Wu has trouble explaining what the term means. The wine’s grapes grow and are harvested in China. They are also pressed and bottled there. Does the taste recall French wines from a certain region? The talkative saleswoman admits she is not sure.
What is sure is her enthusiasm for French “vin” and the wine-rich region that hosts Vinexpo – the world’s largest annual tradeshow of its kind. “We would love to buy a wine property in France,” Wu says of her company. “But first we have to test out products to see if they are compatible with European tastes.”
Yunnan Red Wine & Castle is just one of several Chinese wine companies trying their luck on the French market. Since 2011, China has set out to become one of the world’s top wine producers and has already made inroads in France by buying up close to a dozen properties in the last few years. But like the supposedly Eastern-flavoured bottle that promises a hint of France, the sudden mélange has left many perplexed.
Not striving for excellence
Stéphane Derenoncourt, a French oenologist and successful wine consultant, is one of the Bordeaux locals watching the Chinese craze for wine with amazement.
Derenoncourt says he receives at least two requests for his expertise from Chinese companies every week, but has started turning the majority of them down.
“I get the sense that in reality there is little interest in China for wine culture. Wine has become interesting as a symbol of prestige, but few actually care about the taste,” he lamented, adding that he considered the phenomenon to be “a little disturbing”.
He is convinced that the recent Chinese tide in the region is mainly motivated by the prospect of business profits, not the pursuit of excellence in the field. An interest in cultivating and improving wine production – a trait among Japanese and Americans who have invested in Bordeaux in the past – seems to be largely missing this time around.
According to Olivier Poels, deputy editor of the specialised monthly magazine “Revue du vin Français”, Chinese investors are seeking a rubberstamp of French expertise and prestige to inflate the price of their bottles. The wine expert says this trend is particularly disconcerting because many Chinese-made wines are sold at prices far too elevated for their mediocre quality.
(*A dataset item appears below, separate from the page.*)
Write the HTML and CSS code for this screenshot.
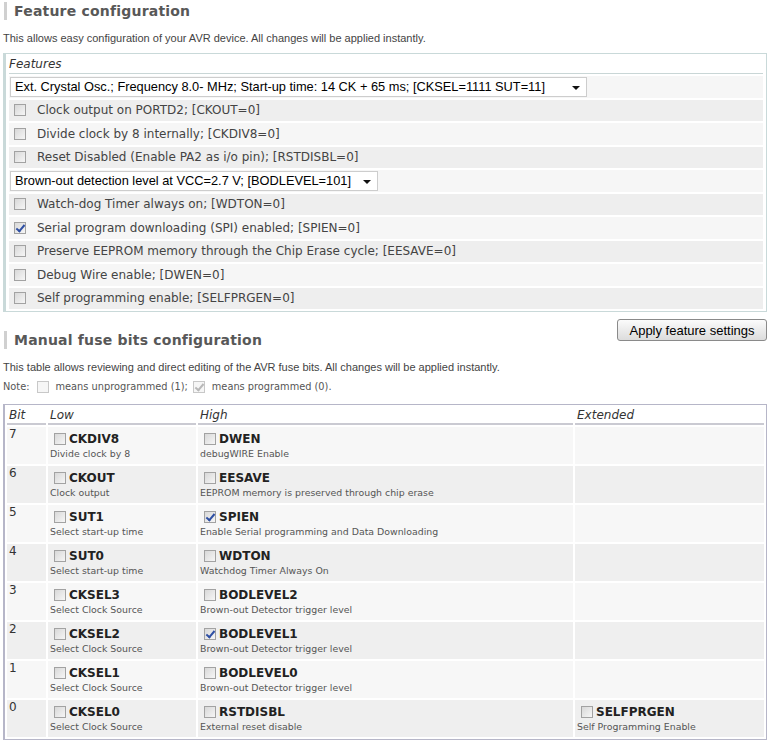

‘Used to a more subtle approach’
Chinese wine producers are in a hurry, says Edouard André, the director of Asian sales for an upscale wine estate in the region. “The investors want to acquire a vineyard with a recognised name. Even a small castle is interesting to them provided it has a name that can be easily branded, like ‘Lafite’,” he noted.
“People in Bordeaux are used to a more subtle approach,” André added, in reference to the blunt, and often financially unrestrained, approach of many Chinese investors. “They simply lay down their cheque book on the table and say ‘how much’?”
A case in point is the purchase of the Château de Gevrey-Chambertin - one of France's most prestigious brands in the Burgundy region - by a Chinese group one year ago. The 8-million-euro sale caused consternation among wine growers, since the property had been previously estimated at 3.5 million euros, or less than half of the sale price.
Keeping it French
But unlike others, André welcomes the interest of Chinese investors in the region, which he says can only translate into a boon for the Bordeaux name.
“We welcome them with open arms, and claims that the Chinese will somehow spoil the identity of Bordeaux’ castles is simply unfounded,” he said.
He points to the Chinese food industry giant Cofco, which bought a 20-acre vineyard in the Château de Viaud, located on the sought-after wine appellation Lalande de Pomerol, in 2011. Since the acquisition Cofco has continued to work with the same oenologist employed by the previous owners.
The Chinese-owned company Moutai has adopted a similar approach since it bought the Château Loudenne three months ago.
“Its wonderful that France can capture the imagination of the Chinese, who want to come to our country to learn our savoir-faire,” says Melanie Tesseron, the owner of Château Pontet-Canet, another prestigious brand.
Challenging the image of unfeeling businessmen, she sees the Chinese as “romantics” of wine and viticulture.
Whatever image finally sticks in the world of winemaking, the French will have to get used to China’s presence. In 2011 the Asian giant became the eight largest wine producer in the world, and the top importer of Bordeaux wine.